50 Words or Less
The Adams XTD irons are easily the most forgiving iron I have ever hit. Unique new-age look.
Adams Golf is known as one of the best equipment manufacturers in the game, but it’s still a bit shocking just how often they create a superior golf club. In their latest game improvement iron, the XTD, Adams has implemented some new technology to produce one of the best game improvement irons I have ever tried.
When Adams introduced the new XTD Irons, there was a strong response from a the usual suspects on the golf forums saying these irons looked terrible, they were robotic and clunky, what was Adams thinking? Well, Adams Golf decided to respond to some of this criticism by having some of the engineers from their R&D department create a Youtube video (found HERE) where they read the comments from a particular large forum and responded to them. The Adams engineers handled it with class and just shrugged it all off…and rightfully so.
Is the XTD an interesting looking iron? Absolutely. It’s important to remember that this is a modern game improvement iron and, by nature, it is going to have a different look. Look at most of the 2014 game improvement irons with their technological advances, and they all have a newer space age look to them. The XTD irons have a black finish, with red and silver accenting, and they are a larger head with offset. The cross-cavity technology not only looks cool, but it puts the new technology in plain sight. In terms of a game improvement irons, it’s a great looking club, and frankly, I think Adams really knocked it out of the park aesthetically.
Sound & Feel
The 2014 Adams XTD irons took me by complete surprise when I first heard them, because it was like nothing I had ever heard from an iron before. The sound is a lot more like a wood or hybrid than an iron which gives you a certain sense of confidence and forgiveness on each shot. When I first started hitting the XTD’s, I was hitting a lot of fat shots, but the club was still getting good contact on the ball, producing the same sound rather than a thick thump you might be used to hearing when you take a massive six inch deep divot. Once I was dialed in, the XTD irons had a nice soft ping at impact.
As with the sound, the feel of the XTD irons is a little more like a firm hybrid than your typical iron. This creates a more forgiving and pleasant feel that will be desirable for someone looking to play a game improvement iron. A nice little addition to the XTD iron is the face impact damper which drastically reduces vibration and softens the feel a little bit more.
I mentioned earlier that the Adams XTD irons are the most forgiving iron I have ever hit, and I know this because I hit a lot of fat shots to start with. Normally when I hit a fat shot, I lose significant distance. With the Adams XTD, somehow I wasn’t losing much distance, if any. It seemed as long as the ball was able to find a significant portion of the face, the club did the rest of the work. Adams has moved the center of gravity off the face of the club with their cross-cavity design and this results in corrective spin for off-center hits.

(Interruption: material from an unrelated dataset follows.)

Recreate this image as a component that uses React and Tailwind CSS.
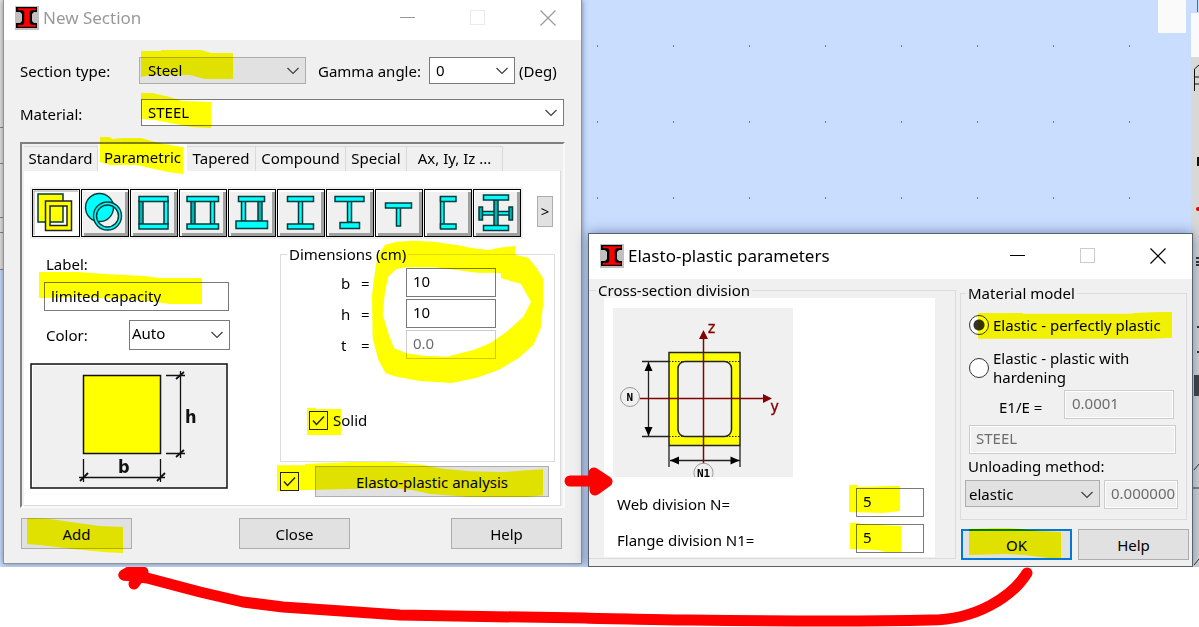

This keeps your ball on a better trajectory to help maintain your distance and accuracy.
It’s worth noting that Adams is making great efforts to generate more distance with the XTD iron using technology rather than just strengthening the lofts. The XTD has the thinnest cast iron face to date from Adams which gives a little more pop off the face and increases the ball speed. The increased ball speed gave me about 3/4 of a club more distance. Also, the Adams XTD’s thinner face and placement of center of gravity promotes optimal launch angles for more distance. Our set came with KBS C-Taper 90 shafts in them, so my ball flight was a little lower than normal and I could have had a little more distance with a shaft that gave me a bit higher launch angle throughout the set.
When Adams introduced their first club so many years ago, the Tight Lies, they firmly established themselves as leaders in forgiveness and distance. The Adams XTD irons are no exception to this rule and may be one of the most ideal game improvement irons in the market right now. The added distance isn’t crazy, but it’s enough to give higher handicap players a better chance at getting down the course, and the forgiveness of the XTD’s only makes it easier for them to hit comfortable straight shots. It’s important for a set of game improvement irons to make playing golf enjoyable, and the Adams XTD accomplishes this with flying colors.
Price & Specs
The Adams XTD irons retail for between $599 and $799 depending on set composition.